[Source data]

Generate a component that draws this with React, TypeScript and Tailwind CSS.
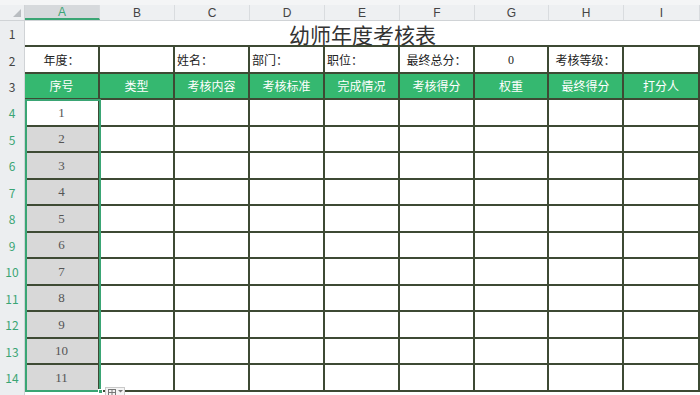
const cols = [
    { l: "A", w: "w-[75px]" },
    { l: "B", w: "w-[75px]" },
    { l: "C", w: "w-[75px]" },
    { l: "D", w: "w-[75px]" },
    { l: "E", w: "w-[75px]" },
    { l: "F", w: "w-[75px]" },
    { l: "G", w: "w-[74px]" },
    { l: "H", w: "w-[75px]" },
    { l: "I", w: "w-[76px]" },
]

const info = [
    { t: "年度：", a: "justify-center" },
    { t: "", a: "justify-center" },
    { t: "姓名：", a: "justify-start pl-[2px]" },
    { t: "部门：", a: "justify-start pl-[2px]" },
    { t: "职位：", a: "justify-start pl-[2px]" },
    { t: "最终总分：", a: "justify-center" },
    { t: "0", a: "justify-center font-['Liberation_Serif',serif]" },
    { t: "考核等级：", a: "justify-center" },
    { t: "", a: "justify-center" },
]

const heads = ["序号", "类型", "考核内容", "考核标准", "完成情况", "考核得分", "权重", "最终得分", "打分人"]

const nums = [1, 2, 3, 4, 5, 6, 7, 8, 9, 10, 11]

function RowNum({ n, green }: { n: number; green?: boolean }) {
    return <div className={`w-[25px] shrink-0 flex items-center justify-center bg-[#eceef0] border-r border-[#d0d3d6] text-[12px] ${green ? "text-[#3aa574]" : "text-[#444]"}`}>{n}</div>
}

export default function App() {
    return <div className="w-[700px] h-[395px] overflow-hidden bg-white relative font-['Noto_Sans_CJK_SC','Liberation_Sans',sans-serif]">
        {/* column letters */}
        <div className="h-[5px] bg-[#f4f5f6]" />
        <div className="flex h-[16px] bg-[#eef0f2] border-b border-[#d0d3d6] font-['Liberation_Sans',sans-serif] text-[12px] leading-none text-[#444]">
            <div className="w-[25px] shrink-0 relative border-r border-[#d0d3d6]">
                <div className="absolute right-[3px] bottom-[3px] w-0 h-0 border-l-[8px] border-l-transparent border-b-[8px] border-b-[#b9bdc1]" />
            </div>
            {cols.map((c, i) => (
                <div key={c.l} className={`${c.w} shrink-0 flex items-center justify-center border-r border-[#d9dcdf] ${i === 0 ? "bg-[#d6d9dc] text-[#3aa574] border-b-2 border-b-[#3aa574]" : ""}`}>{c.l}</div>
            ))}
        </div>

        {/* row 1 title */}
        <div className="flex h-[26px]">
            <RowNum n={1} />
            <div className="flex-1 flex items-center justify-center border-b-2 border-[#3e4a34] text-[21px] leading-[21px] text-[#333] pt-[2px]">幼师年度考核表</div>
        </div>

        {/* row 2 info */}
        <div className="flex h-[27px]">
            <RowNum n={2} />
            {cols.map((c, i) => (
                <div key={c.l} className={`${c.w} shrink-0 flex items-center border-r-2 border-b-2 border-[#3e4a34] text-[12px] text-[#222] ${info[i].a}`}>{info[i].t}</div>
            ))}
        </div>

        {/* row 3 green header */}
        <div className="flex h-[26px]">
            <RowNum n={3} />
            {cols.map((c, i) => (
                <div key={c.l} className={`${c.w} shrink-0 flex items-center justify-center bg-[#35b870] border-r-2 border-b-2 border-[#3e4a34] text-[12px] text-white`}>{heads[i]}</div>
            ))}
        </div>

        {/* data rows */}
        {nums.map((n, r) => (
            <div key={n} className="flex h-[26.5px]">
                <RowNum n={r + 4} green />
                {cols.map((c, i) => (
                    <div key={c.l} className={`${c.w} shrink-0 flex items-center justify-center border-r-2 border-b-2 border-[#3e4a34] ${i === 0 && r > 0 ? "bg-[#d8d8d8]" : "bg-white"} font-['Liberation_Serif',serif] text-[13px] text-[#555]`}>{i === 0 ? n : ""}</div>
                ))}
            </div>
        ))}

        <div className="flex h-[10px]">
            <div className="w-[25px] shrink-0 flex justify-center bg-[#eceef0] border-r border-[#d0d3d6] text-[12px] text-[#444] leading-[12px] pt-[2px]">15</div>
        </div>

        {/* selection of A4:A14 */}
        <div className="absolute left-[25px] top-[99px] w-[76px] h-[293px] border-2 border-[#3aa574] pointer-events-none" />
        <div className="absolute left-[98px] top-[389px] w-[5px] h-[5px] bg-[#3aa574] border border-white" />
        <div className="absolute left-[105px] top-[387px] w-[20px] h-[10px] bg-[#f4f4f4] border border-[#c9c9c9] flex items-start pl-[2px] pt-[1px] gap-[2px]">
            <svg width="8" height="7" viewBox="0 0 8 7"><rect x="0.5" y="0.5" width="7" height="6" fill="none" stroke="#777" /><path d="M4 0.5V6.5M0.5 3.5H7.5" stroke="#777" /></svg>
            <svg width="5" height="4" viewBox="0 0 5 4"><path d="M0 1L2.5 3.5L5 1" fill="#777" /></svg>
        </div>
    </div>
}
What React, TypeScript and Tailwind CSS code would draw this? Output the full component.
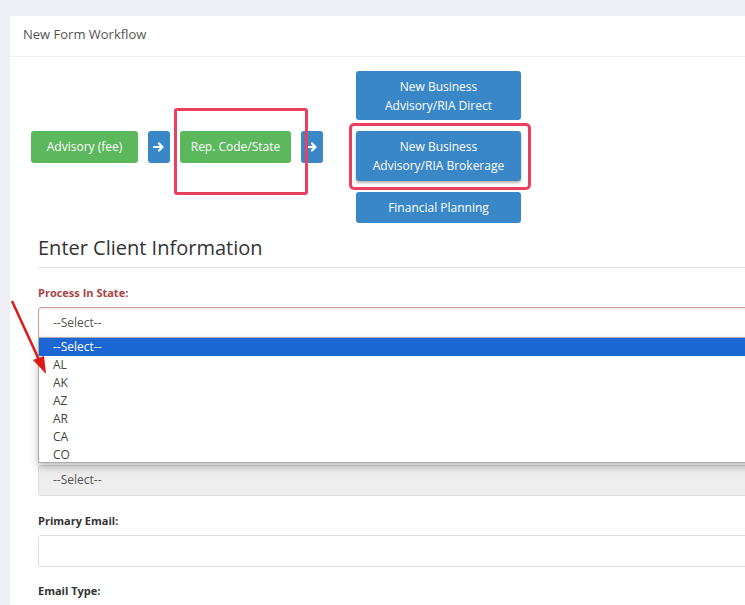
import React from "react";

const Arrow = () => (
  <div className="w-[22px] h-[32px] bg-[#3a87c8] rounded-[3px] flex items-center justify-center">
    <svg width="12" height="12" viewBox="0 0 12 12"><path d="M1 6h8M6 2.5L9.5 6 6 9.5" stroke="white" strokeWidth="2.2" fill="none" strokeLinecap="round" strokeLinejoin="round" /></svg>
  </div>
);

export default function App() {
  const f = { fontFamily: '"Open Sans", "Noto Sans", sans-serif' };
  return (
    <div className="w-[745px] h-[605px] bg-[#eef0f5] overflow-hidden relative" style={f}>
      <div className="absolute left-[10px] top-[16px] w-[760px] h-[620px] bg-white">
        <div className="h-[41px] border-b border-[#f0f0f0] pl-[13px] pt-[9px] text-[13px] text-[#555]">New Form Workflow</div>
        <div className="pl-[21px] pt-[14px] flex items-center gap-[10px] text-[12px] text-white">
          <div className="w-[107px] h-[32px] bg-[#5cb85c] rounded-[3px] flex items-center justify-center">Advisory (fee)</div>
          <Arrow />
          <div className="relative">
            <div className="w-[111px] h-[32px] bg-[#5cb85c] rounded-[3px] flex items-center justify-center">Rep. Code/State</div>
            <div className="absolute left-[-6px] top-[-23px] w-[134px] h-[87px] border-[3px] border-[#e8405e] rounded-[3px]" />
          </div>
          <Arrow />
          <div className="flex flex-col gap-[11px] ml-[23px]">
            <div className="w-[165px] h-[49px] bg-[#3a87c8] rounded-[3px] flex items-center justify-center text-center leading-[19px]">New Business<br />Advisory/RIA Direct</div>
            <div className="relative">
              <div className="w-[165px] h-[50px] bg-[#3a87c8] rounded-[3px] flex items-center justify-center text-center leading-[19px] shadow-[0_2px_3px_rgba(0,0,0,0.3)]">New Business<br />Advisory/RIA Brokerage</div>
              <div className="absolute left-[-7px] top-[-8px] w-[182px] h-[67px] border-[3px] border-[#e8405e] rounded-[5px]" />
            </div>
            <div className="w-[165px] h-[31px] bg-[#3a87c8] rounded-[3px] flex items-center justify-center">Financial Planning</div>
          </div>
        </div>
        <div className="pl-[28px] pt-[10px]">
          <div className="text-[20px] text-[#333] pb-[4px] border-b border-[#e5e5e5]">Enter Client Information</div>
          <div className="mt-[17px] text-[11px] font-bold text-[#a94442]">Process In State:</div>
          <div className="mt-[5px] h-[32px] border border-[#d59897] rounded-[3px] pl-[14px] flex items-center text-[12px] text-[#555] shadow-[inset_0_1px_1px_rgba(0,0,0,0.08)]">--Select--</div>
          <div className="mt-[126px] h-[31px] border border-[#ddd] rounded-[3px] pl-[14px] flex items-center text-[12px] text-[#555] bg-[#eeeeee]">--Select--</div>
          <div className="mt-[17px] text-[11px] font-bold text-[#333]">Primary Email:</div>
          <div className="mt-[6px] h-[32px] border border-[#ddd] rounded-[3px]" />
          <div className="mt-[16px] text-[11px] font-bold text-[#333]">Email Type:</div>
          <div className="mt-[6px] h-[32px] border border-[#ddd] rounded-[3px]" />
        </div>
      </div>
      <div className="absolute left-[38px] top-[337px] w-[720px] h-[126px] bg-white border border-[#aaa] shadow-[0_4px_8px_rgba(0,0,0,0.25)] text-[12px] text-[#444]">
        <div className="h-[18px] bg-[#1a66d2] text-white pl-[14px] leading-[18px]">--Select--</div>
        {["AL", "AK", "AZ", "AR", "CA", "CO"].map((s) => (
          <div key={s} className="h-[18px] pl-[14px] leading-[18px]">{s}</div>
        ))}
      </div>
      <svg className="absolute left-0 top-0" width="745" height="605">
        <line x1="12" y1="301" x2="40" y2="362" stroke="#e01818" strokeWidth="2.5" />
        <path d="M46 374 L33 360 L44 356 Z" fill="#e01818" />
      </svg>
    </div>
  );
}
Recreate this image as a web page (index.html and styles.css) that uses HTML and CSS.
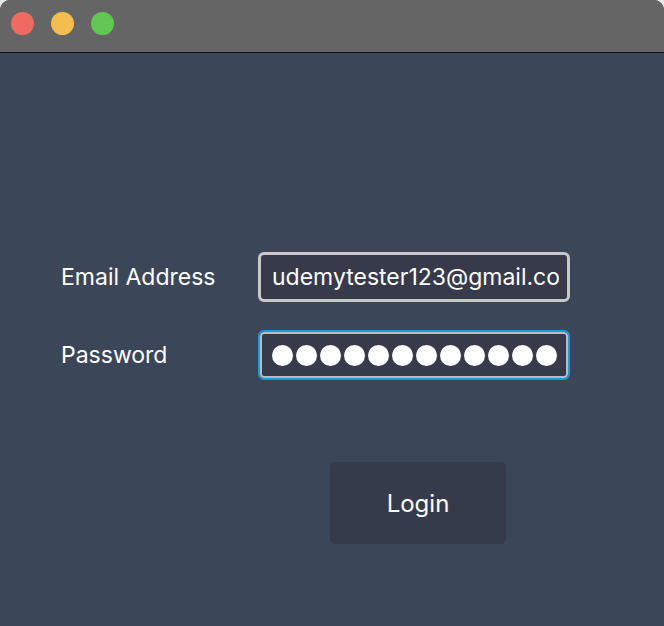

INSTRUCTIONS TO FOLLOW:
Restate word for word every line from the top of the entries above to the line with "8, 9, 10, 11]", inclusive, and skip any pictures.

THE SOLUTION:
Generate a component that draws this with React, TypeScript and Tailwind CSS.
const cols = [
    { l: "A", w: "w-[75px]" },
    { l: "B", w: "w-[75px]" },
    { l: "C", w: "w-[75px]" },
    { l: "D", w: "w-[75px]" },
    { l: "E", w: "w-[75px]" },
    { l: "F", w: "w-[75px]" },
    { l: "G", w: "w-[74px]" },
    { l: "H", w: "w-[75px]" },
    { l: "I", w: "w-[76px]" },
]

const info = [
    { t: "年度：", a: "justify-center" },
    { t: "", a: "justify-center" },
    { t: "姓名：", a: "justify-start pl-[2px]" },
    { t: "部门：", a: "justify-start pl-[2px]" },
    { t: "职位：", a: "justify-start pl-[2px]" },
    { t: "最终总分：", a: "justify-center" },
    { t: "0", a: "justify-center font-['Liberation_Serif',serif]" },
    { t: "考核等级：", a: "justify-center" },
    { t: "", a: "justify-center" },
]

const heads = ["序号", "类型", "考核内容", "考核标准", "完成情况", "考核得分", "权重", "最终得分", "打分人"]

const nums = [1, 2, 3, 4, 5, 6, 7, 8, 9, 10, 11]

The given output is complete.